@safe/DIP1028 explained in meme form

Adam D. Ruppe destructionator at gmail.com
Fri May 29 00:15:43 UTC 2020


On Thursday, 28 May 2020 at 22:54:07 UTC, Andrei Alexandrescu 
wrote:
> We need a few more folks of Walter's caliber. Whom we don't 
> have.

Let's, for sake of argument, assume this is true.

> he is just like anyone liable to make mistakes.

Indeed.

'nuff said, argument destroyed.


But let me expand anyway: Walter likes to talk about aviation 
safety. A big part of that is remembering that all parts fail and 
you need to make sure that a failed part isn't a disaster that 
brings the airplane down. Right now we are very reliant on 
perfect parts. A cheap way to improve this is redundancy - 
engineering a 99.9% safe part is an enormous challenge, but 
having two separate parts each 90% safe with a system that can 
survive any one of them failing gives you that same 99.9% 
reliability.

One of the important aspects of designing this system is ensuring 
the backup system isn't linked to the primary system. Walter has 
described how Boeing had two independent teams with a third team 
just making sure the other two hadn't coincidentally came up with 
the same conclusion or otherwise shared a failure mode.

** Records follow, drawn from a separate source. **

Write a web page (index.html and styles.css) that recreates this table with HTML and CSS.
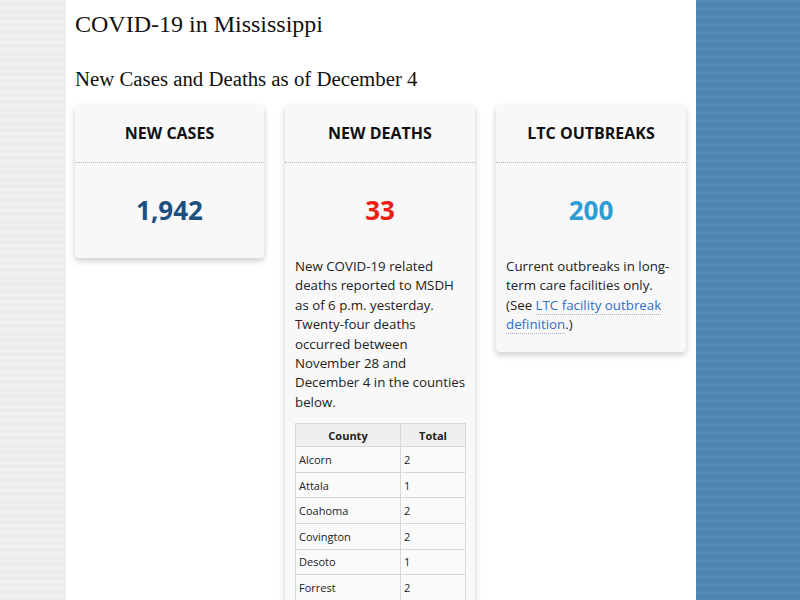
FILE: index.html
```
<!DOCTYPE html>
<html lang="en">
<head>
<meta charset="utf-8">
<title>COVID-19 in Mississippi</title>
<link rel="stylesheet" href="styles.css">
</head>
<body>
<div class="page">
  <div class="side-left"></div>
  <main class="main">
    <h1 class="title">COVID-19 in Mississippi</h1>
    <h2 class="subtitle">New Cases and Deaths as of December 4</h2>
    <div class="cards">
      <section class="card">
        <div class="card-head">NEW CASES</div>
        <div class="card-body">
          <div class="num num-cases">1,942</div>
        </div>
      </section>
      <section class="card">
        <div class="card-head">NEW DEATHS</div>
        <div class="card-body">
          <div class="num num-deaths">33</div>
          <p class="desc">New COVID-19 related deaths reported to MSDH as of 6 p.m. yesterday. Twenty-four deaths occurred between November 28 and December 4 in the counties below.</p>
          <table class="tbl">
            <thead>
              <tr><th class="c1">County</th><th class="c2">Total</th></tr>
            </thead>
            <tbody>
              <tr><td>Alcorn</td><td>2</td></tr>
              <tr><td>Attala</td><td>1</td></tr>
              <tr><td>Coahoma</td><td>2</td></tr>
              <tr><td>Covington</td><td>2</td></tr>
              <tr><td>Desoto</td><td>1</td></tr>
              <tr><td>Forrest</td><td>2</td></tr>
              <tr><td>Grenada</td><td>1</td></tr>
            </tbody>
          </table>
        </div>
      </section>
      <section class="card">
        <div class="card-head">LTC OUTBREAKS</div>
        <div class="card-body">
          <div class="num num-ltc">200</div>
          <p class="desc desc-last">Current outbreaks in long-term care facilities only. (See <a class="link" href="#">LTC facility outbreak definition</a>.)</p>
        </div>
      </section>
    </div>
  </main>
  <div class="side-right"></div>
</div>
</body>
</html>
```
FILE: styles.css
```
html, body {
  margin: 0;
  padding: 0;
  height: 100%;
  overflow: hidden;
}
body {
  font-family: "Open Sans", "Noto Sans", sans-serif;
  color: #222;
  background: #fff;
}
.page {
  display: flex;
  height: 600px;
}
.side-left {
  width: 66px;
  flex: none;
  background-color: #eeeeee;
  background-image: repeating-linear-gradient(180deg, rgba(255,255,255,0.25) 0px, rgba(255,255,255,0) 2px, rgba(0,0,0,0.012) 4px, rgba(0,0,0,0) 7px);
}
.side-right {
  flex: 1;
  background-color: #5087b4;
  background-image: repeating-linear-gradient(180deg, rgba(255,255,255,0.03) 0px, rgba(255,255,255,0) 3px, rgba(0,0,0,0.025) 5px, rgba(0,0,0,0) 8px);
}
.main {
  width: 612px;
  flex: none;
  padding: 0 9px;
  background: #fff;
}
.title {
  font-family: "Liberation Serif", "Times New Roman", serif;
  font-weight: normal;
  font-size: 24px;
  line-height: 30px;
  margin: 9px 0 0;
  color: #111;
}
.subtitle {
  font-family: "Liberation Serif", "Times New Roman", serif;
  font-weight: normal;
  font-size: 20.8px;
  line-height: 26px;
  margin: 27px 0 0;
  color: #111;
}
.cards {
  display: grid;
  grid-template-columns: 189px 190px 190px;
  column-gap: 21px;
  align-items: start;
  margin-top: 13px;
}
.card {
  background: #f8f8f8;
  border-radius: 4px;
  box-shadow: 0 3px 6px rgba(0,0,0,0.2);
}
.card-head {
  height: 57px;
  line-height: 57px;
  text-align: center;
  font-weight: 700;
  font-size: 16px;
  color: #111;
  border-bottom: 1px dotted #b5b5b5;
}
.card-body {
  padding: 0 10px;
}
.num {
  text-align: center;
  font-weight: 700;
  font-size: 26px;
  line-height: 34px;
  padding: 30px 0 31px;
}
.num-cases { color: #1d4f80; }
.num-deaths { color: #ec1f14; }
.num-ltc { color: #2b9cd4; }
.desc {
  margin: -1px -4px 0 0;
  font-size: 13.3px;
  line-height: 19.4px;
  color: #222;
}
.desc-last {
  margin-bottom: 17px;
}
.link {
  color: #2f6fc4;
  text-decoration: none;
  border-bottom: 1px dotted #a8b0b8;
}
.tbl {
  margin-top: 11px;
  width: 171px;
  border-collapse: collapse;
  font-size: 11px;
  color: #222;
}
.tbl th {
  background: #efefef;
  font-weight: 700;
  text-align: center;
  height: 22px;
  padding: 0 3px;
  border: 1px solid #d8d8d8;
}
.tbl td {
  height: 24.6px;
  padding: 0 3px;
  border: 1px solid #d8d8d8;
  background: #fafafa;
}
.tbl .c1 { width: 98px; }
```
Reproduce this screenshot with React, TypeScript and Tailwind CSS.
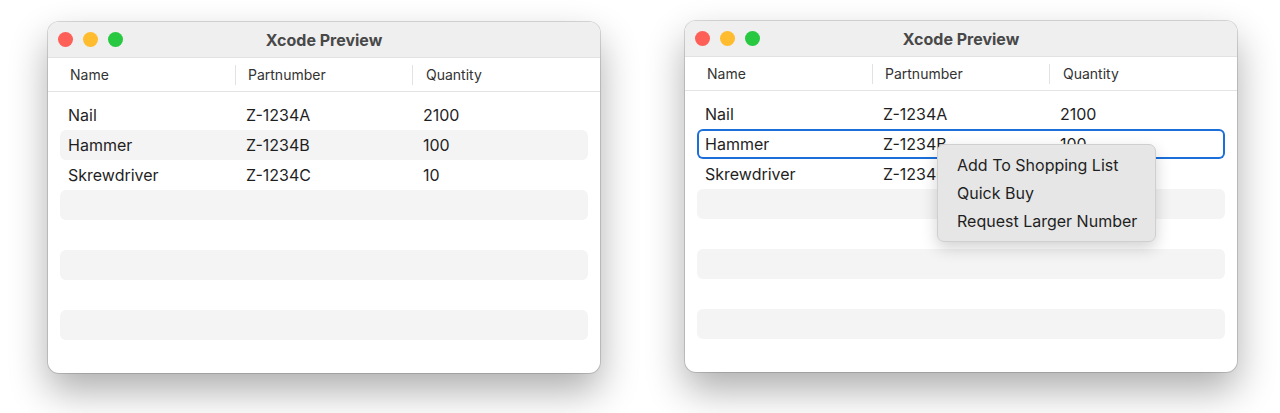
import React from 'react'

type Part = { name: string; part: string; qty: string }

const parts: Part[] = [
  { name: 'Nail', part: 'Z-1234A', qty: '2100' },
  { name: 'Hammer', part: 'Z-1234B', qty: '100' },
  { name: 'Skrewdriver', part: 'Z-1234C', qty: '10' },
]

const font = { fontFamily: 'Inter, "Noto Sans", sans-serif' }

function TrafficLights() {
  return (
    <div className="flex items-center gap-[10px] pl-[10px]">
      <span className="w-[15px] h-[15px] rounded-full bg-[#fe5f57]" />
      <span className="w-[15px] h-[15px] rounded-full bg-[#febc2e]" />
      <span className="w-[15px] h-[15px] rounded-full bg-[#28c840]" />
    </div>
  )
}

function Header() {
  return (
    <div className="flex items-center h-[34px] border-b border-[#e4e4e4] text-[14px] text-[#333333]">
      <div className="w-[187px] pl-[22px]">Name</div>
      <div className="flex items-center w-[177px]">
        <span className="w-px h-[20px] bg-[#e2e2e2]" />
        <span className="pl-[12px]">Partnumber</span>
      </div>
      <div className="flex items-center">
        <span className="w-px h-[20px] bg-[#e2e2e2]" />
        <span className="pl-[13px]">Quantity</span>
      </div>
    </div>
  )
}

function Row({ item, striped, selected }: { item?: Part; striped: boolean; selected?: boolean }) {
  const base = 'flex items-center h-[30px] px-[8px] rounded-[6px] text-[16px] text-[#1f1f1f]'
  const look = selected
    ? 'ring-2 ring-inset ring-[#1a6fd9]'
    : striped
      ? 'bg-[#f4f4f4]'
      : ''
  return (
    <div className={`${base} ${look}`}>
      {item && (
        <>
          <span className="w-[178px]">{item.name}</span>
          <span className="w-[177px]">{item.part}</span>
          <span>{item.qty}</span>
        </>
      )}
    </div>
  )
}

function PreviewWindow({ withMenu }: { withMenu?: boolean }) {
  const rows = Array.from({ length: 9 }, (_, i) => parts[i])
  return (
    <div
      className="relative w-[552px] h-[351px] rounded-[11px] bg-white overflow-hidden shadow-[0_18px_38px_rgba(0,0,0,0.32),0_0_0_1px_rgba(0,0,0,0.14)]"
      style={font}
    >
      <div className="relative flex items-center h-[36px] bg-[#efefef] border-b border-[#e2e2e2]">
        <TrafficLights />
        <div className="absolute inset-0 flex items-center justify-center text-[16px] font-bold text-[#484848]">
          Xcode Preview
        </div>
      </div>
      <Header />
      <div className="flex flex-col px-[12px] pt-[8px]">
        {rows.map((item, i) => (
          <Row key={i} item={item} striped={i % 2 === 1} selected={withMenu && i === 1} />
        ))}
      </div>
      {withMenu && (
        <div className="absolute left-[252px] top-[123px] w-[219px] pt-[6px] pb-[6px] rounded-[7px] bg-[#e6e6e6] border border-[#cfcfcf] shadow-[0_6px_16px_rgba(0,0,0,0.18)] text-[16px] text-[#1f1f1f]">
          <div className="h-[28px] flex items-center pl-[19px]">Add To Shopping List</div>
          <div className="h-[28px] flex items-center pl-[19px]">Quick Buy</div>
          <div className="h-[28px] flex items-center pl-[19px]">Request Larger Number</div>
        </div>
      )}
    </div>
  )
}

export default function App() {
  return (
    <div className="w-[1280px] h-[413px] bg-white overflow-hidden flex items-start gap-[85px] pl-[48px]">
      <div className="mt-[22px]">
        <PreviewWindow />
      </div>
      <div className="mt-[21px]">
        <PreviewWindow withMenu />
      </div>
    </div>
  )
}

We might not be able to achieve excellence in individual parts. 
But we ought to be able to design a system that's greater than 
the whole of its parts. A big part of that is redundancy, yes, 
but it is also important to have variety, so the backup part 
doesn't have the same failure characteristics as the primary.

We shouldn't be looking for two Walters. (well ok, having two 
Walters would be pretty cool. but not for this purpose). We need 
diversity here. It is OK to make mistakes, but if the SAME 
mistake is made at the same time, we haven't gained anything.